• _Extracted data_:
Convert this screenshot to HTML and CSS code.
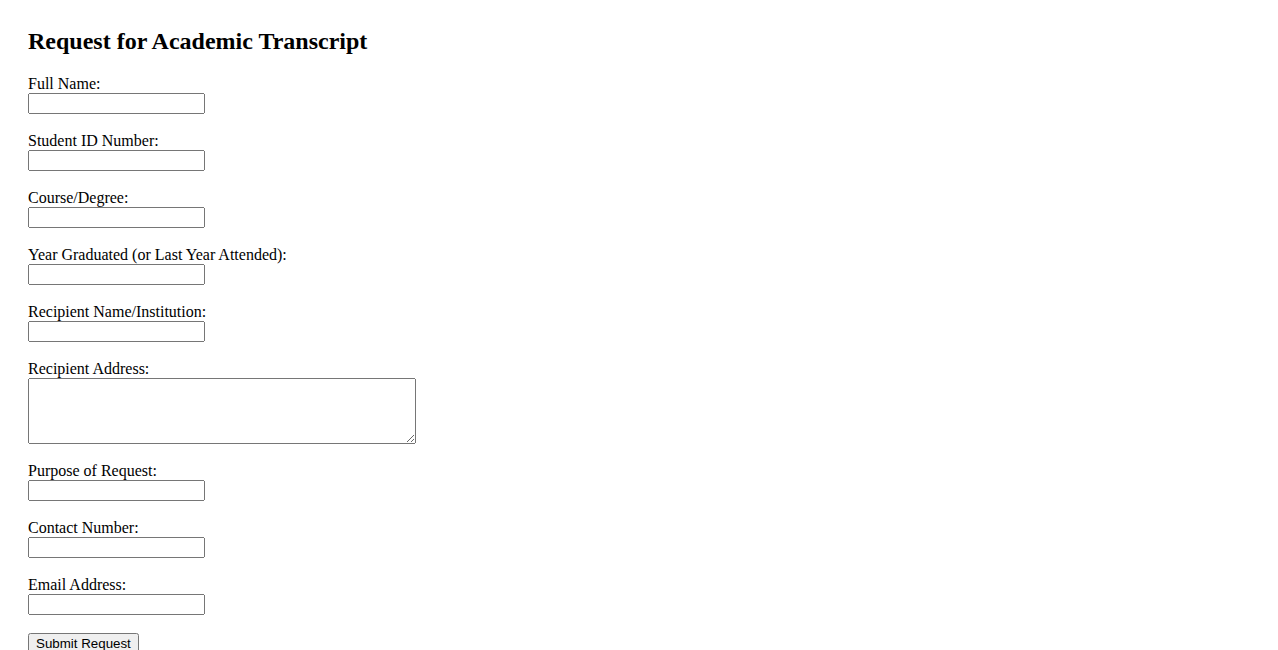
FILE: index.html
```html
<!DOCTYPE html>
<html lang="en">
<head>
  <meta charset="UTF-8">
  <title>Request for Academic Transcript</title>
  <link rel="stylesheet" href="styles.css">
</head>
<body>
  <div class="page">
    <h2>Request for Academic Transcript</h2>

    <form class="request-form">
      <div class="field">
        <label for="fullName">Full Name:</label>
        <input type="text" id="fullName">
      </div>

      <div class="field">
        <label for="studentId">Student ID Number:</label>
        <input type="text" id="studentId">
      </div>

      <div class="field">
        <label for="course">Course/Degree:</label>
        <input type="text" id="course">
      </div>

      <div class="field">
        <label for="yearGraduated">Year Graduated (or Last Year Attended):</label>
        <input type="text" id="yearGraduated">
      </div>

      <div class="field">
        <label for="recipientName">Recipient Name/Institution:</label>
        <input type="text" id="recipientName">
      </div>

      <div class="field">
        <label for="recipientAddress">Recipient Address:</label>
        <textarea id="recipientAddress" class="address"></textarea>
      </div>

      <div class="field">
        <label for="purpose">Purpose of Request:</label>
        <input type="text" id="purpose">
      </div>

      <div class="field">
        <label for="contact">Contact Number:</label>
        <input type="text" id="contact">
      </div>

      <div class="field">
        <label for="email">Email Address:</label>
        <input type="email" id="email">
      </div>

      <button type="submit">Submit Request</button>
    </form>
  </div>
</body>
</html>
```

FILE: styles.css
```css
body {
  margin: 8px;
  font-family: "Liberation Serif", "Times New Roman", serif;
  font-size: 16px;
  color: #000;
  background: #fff;
}
.page {
  padding: 20px;
}
h2 {
  font-size: 24px;
  font-weight: bold;
  margin: 0 0 19.92px;
}
.field {
  display: flex;
  flex-direction: column;
  align-items: flex-start;
  margin-bottom: 18px;
}
.field label {
  height: 18px;
  line-height: 18px;
}
input, textarea, button {
  font-family: "Liberation Sans", Arial, sans-serif;
  font-size: 13.333px;
}
input {
  box-sizing: border-box;
  width: 177px;
  height: 21px;
}
.address {
  box-sizing: border-box;
  width: 388px;
  height: 66px;
  font-family: "Liberation Mono", "Courier New", monospace;
}
```
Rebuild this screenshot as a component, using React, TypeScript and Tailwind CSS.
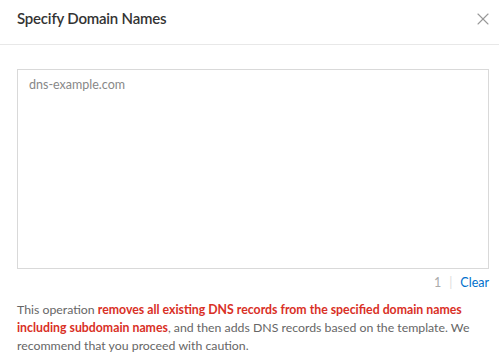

• _Exercise prompt_:
Print all of the entries word for word. Skip any images they contain.

• _Exercise response_:
Convert this screenshot to HTML and CSS code.
FILE: index.html
```html
<!DOCTYPE html>
<html lang="en">
<head>
  <meta charset="UTF-8">
  <title>Request for Academic Transcript</title>
  <link rel="stylesheet" href="styles.css">
</head>
<body>
  <div class="page">
    <h2>Request for Academic Transcript</h2>

    <form class="request-form">
      <div class="field">
        <label for="fullName">Full Name:</label>
        <input type="text" id="fullName">
      </div>

      <div class="field">
        <label for="studentId">Student ID Number:</label>
        <input type="text" id="studentId">
      </div>

      <div class="field">
        <label for="course">Course/Degree:</label>
        <input type="text" id="course">
      </div>

      <div class="field">
        <label for="yearGraduated">Year Graduated (or Last Year Attended):</label>
        <input type="text" id="yearGraduated">
      </div>

      <div class="field">
        <label for="recipientName">Recipient Name/Institution:</label>
        <input type="text" id="recipientName">
      </div>

      <div class="field">
        <label for="recipientAddress">Recipient Address:</label>
        <textarea id="recipientAddress" class="address"></textarea>
      </div>

      <div class="field">
        <label for="purpose">Purpose of Request:</label>
        <input type="text" id="purpose">
      </div>

      <div class="field">
        <label for="contact">Contact Number:</label>
        <input type="text" id="contact">
      </div>

      <div class="field">
        <label for="email">Email Address:</label>
        <input type="email" id="email">
      </div>

      <button type="submit">Submit Request</button>
    </form>
  </div>
</body>
</html>
```

FILE: styles.css
```css
body {
  margin: 8px;
  font-family: "Liberation Serif", "Times New Roman", serif;
  font-size: 16px;
  color: #000;
  background: #fff;
}
.page {
  padding: 20px;
}
h2 {
  font-size: 24px;
  font-weight: bold;
  margin: 0 0 19.92px;
}
.field {
  display: flex;
  flex-direction: column;
  align-items: flex-start;
  margin-bottom: 18px;
}
.field label {
  height: 18px;
  line-height: 18px;
}
input, textarea, button {
  font-family: "Liberation Sans", Arial, sans-serif;
  font-size: 13.333px;
}
input {
  box-sizing: border-box;
  width: 177px;
  height: 21px;
}
.address {
  box-sizing: border-box;
  width: 388px;
  height: 66px;
  font-family: "Liberation Mono", "Courier New", monospace;
}
```
Rebuild this screenshot as a component, using React, TypeScript and Tailwind CSS.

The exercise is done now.